Hopping on the theme of local resources, Fusionworks Dance Company has spotlighted homegrown dancers and Rhode Island-based choreographers in recent spring concerts. This year, the program includes student groups that artistic director Deb Meunier and assistant director Stephanie Standford Shaw have taught at the Met School, Masters Regional Academy, and the Jacqueline M. Walsh School. Locally Grown: Next Generation will be presented April 28 (8 pm) and April 29 (1 pm) in the Forman Theater at Rhode Island College.
The three pieces by student dancers are interspersed with works from Fusionworks company dancers and a piece by Fusionworks II. The evening leads off with the largest group — 11 dancers — performing "Aviary Mountain," choreographed by Meunier and set to music by Craig Taborn, David Torn, Tim Berne, and Tom Rainey. Meunier's fascination with bird movements comes to the fore: cupped hands resemble beaks and wide-open arms lift wing-like; dancers line up diagonally, balancing with arms akimbo — like so many birds on a wire; and they stand on one leg with the other bent like a yoga bird pose.
Later the Met School's six young women present Take the Leap, set to the Postal Service and choreographed by the dancers and Shaw. The students were asked to picture their "wildest whims," which included driving race cars, being a spy, creating dances through psychology, being a celebrity TV host, performing in Broadway musicals, and skydiving. A bit of all of those are scattered through this upbeat piece that involves lots of shoulder and hip wriggling, hands clasped and turned out. It's filled with the push-pull energy of dreams, hopes, and goals.
But it's the third group, the four students from the Walsh School for the Performing Arts, telling Stories of Our Ancestors (text by the dancers, movement by Meunier, music by Zoe Keating) that's the show-stopper. The performers are skilled actors as well as dancers, looking anxiously up and down as they undertake their ancestors' journeys, from Haiti, Portugal, Ireland, or Germany. The swaying motion of the ships, the effort to sleep in steerage, the travelers' support for each other are beautifully conveyed, and the second sequence, which portrays the grinding, pounding, backbreaking routine of factory work, is vivid and captivating.

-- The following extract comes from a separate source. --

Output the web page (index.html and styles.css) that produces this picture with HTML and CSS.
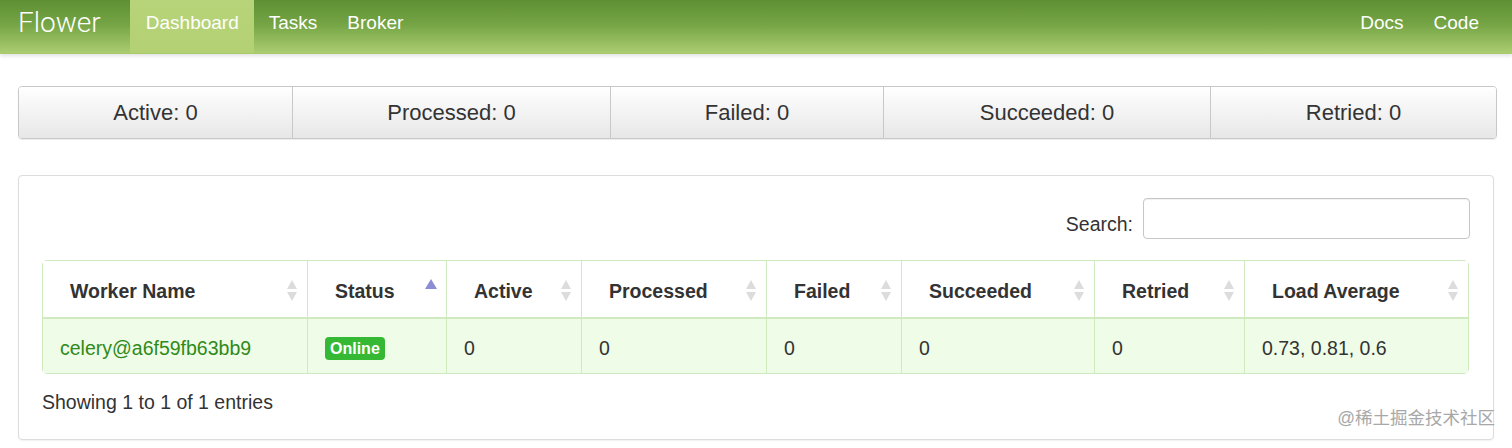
FILE: index.html
```html
<!DOCTYPE html>
<html lang="en">
<head>
<meta charset="utf-8">
<title>Flower</title>
<link rel="stylesheet" href="styles.css">
</head>
<body>
<nav class="navbar">
  <div class="nav-left">
    <a class="brand" href="#">Flower</a>
    <a class="nav-item active" href="#">Dashboard</a>
    <a class="nav-item" href="#">Tasks</a>
    <a class="nav-item" href="#">Broker</a>
  </div>
  <div class="nav-right">
    <a class="nav-item" href="#">Docs</a>
    <a class="nav-item" href="#">Code</a>
  </div>
</nav>

<main class="container">
  <div class="stats">
    <div class="stat s1">Active: 0</div>
    <div class="stat s2">Processed: 0</div>
    <div class="stat s3">Failed: 0</div>
    <div class="stat s4">Succeeded: 0</div>
    <div class="stat s5">Retried: 0</div>
  </div>

  <section class="card">
    <div class="search-row">
      <label class="search-label">Search:</label>
      <input class="search-input" type="text">
    </div>
    <table class="workers">
      <thead>
        <tr>
          <th class="c1"><span>Worker Name</span><i class="sort"></i></th>
          <th class="c2"><span>Status</span><i class="sort asc"></i></th>
          <th class="c3"><span>Active</span><i class="sort"></i></th>
          <th class="c4"><span>Processed</span><i class="sort"></i></th>
          <th class="c5"><span>Failed</span><i class="sort"></i></th>
          <th class="c6"><span>Succeeded</span><i class="sort"></i></th>
          <th class="c7"><span>Retried</span><i class="sort"></i></th>
          <th class="c8"><span>Load Average</span><i class="sort"></i></th>
        </tr>
      </thead>
      <tbody>
        <tr>
          <td><a class="worker" href="#">celery@a6f59fb63bb9</a></td>
          <td><span class="badge">Online</span></td>
          <td>0</td>
          <td>0</td>
          <td>0</td>
          <td>0</td>
          <td>0</td>
          <td>0.73, 0.81, 0.6</td>
        </tr>
      </tbody>
    </table>
    <div class="info">Showing 1 to 1 of 1 entries</div>
    <div class="watermark">@稀土掘金技术社区</div>
  </section>
</main>
</body>
</html>
```

FILE: styles.css
```css
* { box-sizing: border-box; }
html, body { margin: 0; padding: 0; background: #fff; }
body {
  font-family: "Liberation Sans", Arial, "Noto Sans CJK SC", sans-serif;
  font-size: 19.5px;
  color: #333;
  width: 1512px;
  height: 448px;
  overflow: hidden;
}
a { text-decoration: none; }

.navbar {
  height: 54px;
  display: flex;
  justify-content: space-between;
  background: linear-gradient(to bottom, #5e8f33 0%, #74a444 45%, #abcc70 100%);
  box-shadow: 0 2px 4px rgba(0,0,0,0.12);
  border-bottom: 1px solid #a9c96d;
}
.nav-left, .nav-right { display: flex; align-items: stretch; }
.nav-right { padding-right: 18px; }
.brand {
  font-family: "Roboto", "Liberation Sans", sans-serif;
  font-weight: 300;
  font-size: 28px;
  color: #fff;
  padding: 0 29px 0 18px;
  line-height: 46px;
}
.nav-item {
  color: #fff;
  font-size: 19px;
  line-height: 46px;
  padding: 0 15px;
}
.nav-item.active {
  background: linear-gradient(to bottom, #b7d47a, #b3d073);
  padding: 0 15px 0 16px;
}
.nav-right .nav-item { padding: 0 15px; }

.container { padding: 32px 18px 0 18px; }

.stats {
  display: flex;
  height: 53px;
  width: 1479px;
  border: 1px solid #c8c8c8;
  border-radius: 4px;
  overflow: hidden;
  box-shadow: 0 1px 1px rgba(0,0,0,0.08);
}
.stat {
  display: flex;
  align-items: center;
  justify-content: center;
  font-size: 22px;
  color: #333;
  background: linear-gradient(to bottom, #ffffff, #e7e7e7);
  border-left: 1px solid #c8c8c8;
  padding-top: 1px;
}
.stat.s1 { border-left: 0; width: 273px; }
.stat.s2 { width: 318px; }
.stat.s3 { width: 273px; }
.stat.s4 { width: 327px; }
.stat.s5 { flex: 1; }

.card {
  position: relative;
  margin-top: 36px;
  width: 1476px;
  height: 265px;
  border: 1px solid #dcdcdc;
  border-radius: 4px;
  box-shadow: 0 1px 2px rgba(0,0,0,0.06);
  padding: 22px 23px 0 23px;
}
.search-row {
  display: flex;
  justify-content: flex-end;
  align-items: center;
  gap: 10px;
}
.search-label { font-size: 19.5px; color: #333; margin-top: 12px; }
.search-input {
  width: 327px;
  height: 41px;
  border: 1px solid #c6c6c6;
  border-radius: 4px;
  box-shadow: inset 0 1px 1px rgba(0,0,0,0.06);
  margin: 0;
}

.workers {
  margin-top: 21px;
  width: 1425px;
  border-collapse: separate;
  border-spacing: 0;
  border: 1px solid #cfeabf;
  border-radius: 5px;
  table-layout: fixed;
}
.workers th {
  position: relative;
  height: 58px;
  text-align: left;
  font-weight: bold;
  font-size: 19.5px;
  color: #333;
  padding: 4px 20px 0 27px;
  border-left: 1px solid #cfeabf;
  border-bottom: 2px solid #cfeabf;
  background: #fff;
}
.workers th:first-child, .workers td:first-child { border-left: 0; }
.workers th.c1 { width: 264px; }
.workers th.c2 { width: 139px; }
.workers th.c3 { width: 135px; }
.workers th.c4 { width: 185px; }
.workers th.c5 { width: 135px; }
.workers th.c6 { width: 193px; }
.workers th.c7 { width: 150px; }
.workers th.c8 { width: 224px; }

.sort {
  position: absolute;
  right: 9px;
  top: 19px;
  width: 12px;
  height: 22px;
}
.sort::before, .sort::after {
  content: "";
  position: absolute;
  left: 1px;
  border-left: 5px solid transparent;
  border-right: 5px solid transparent;
}
.sort::before { top: 0; border-bottom: 9px solid #dcdcdc; }
.sort::after { top: 12px; border-top: 9px solid #dcdcdc; }
.sort.asc { top: 18px; }
.sort.asc::before { border-left-width: 6px; border-right-width: 6px; border-bottom: 10px solid #8d8dd6; left: 0; }
.sort.asc::after { display: none; }

.workers td {
  height: 54px;
  padding: 4px 17px 0 17px;
  background: #effce8;
  border-left: 1px solid #cfeabf;
  font-size: 19.5px;
  color: #333;
}
.worker { color: #2f8a18; }
.badge {
  display: inline-block;
  background: #35b934;
  color: #fff;
  font-weight: bold;
  font-size: 16px;
  line-height: 23px;
  padding: 0 5px;
  border-radius: 4px;
}

.info {
  margin-top: 17px;
  font-size: 19.5px;
  color: #333;
}
.watermark {
  position: absolute;
  right: -2px;
  bottom: 10px;
  font-family: "Liberation Sans", "Noto Sans CJK SC", sans-serif;
  font-size: 17.5px;
  color: #a8a8a8;
  line-height: 22px;
}
```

Centered between the latter two is Scene Study, a Fusionworks rep piece by Terry Creach to a score by Tom Farrell, which features Melody Gamba, Mary Hanlon, Betsy Miller, Shaw, and Mallory Walker. It's full of risky partnering: Will you be there to catch me? Lift me? Duck when my long leg swings over your head? The dancers' sense of balance and timing are challenged from second to second, as they tap a shoulder or touch a leg, spinning one dancer into another; leaping into another's arms to be held upside down; or leaning back against another's raised knee and torso. It's a fast-moving chess game, with a lone dancer whirling at the end.
The two other rep pieces are amusing and totally engaging (Commute) and heart-wrenching (Center) . The first is by former company member Karen Swiatocha, to a score by Yann Tiersen. The dancers (Walker, Gamba, and Shaw) give us three different train commuters: the dreamy, the fidgety, the desperately sad. As each enters her subconscious world, she gradually pulls the other two into it. Thus, they all dance to romantic, cheek-to-cheek music with Walker; they tap their toes and crawl fingers over shoulders with Gamba; and they watch, helplessly, as Shaw sinks into despair, before carrying her back to her seat.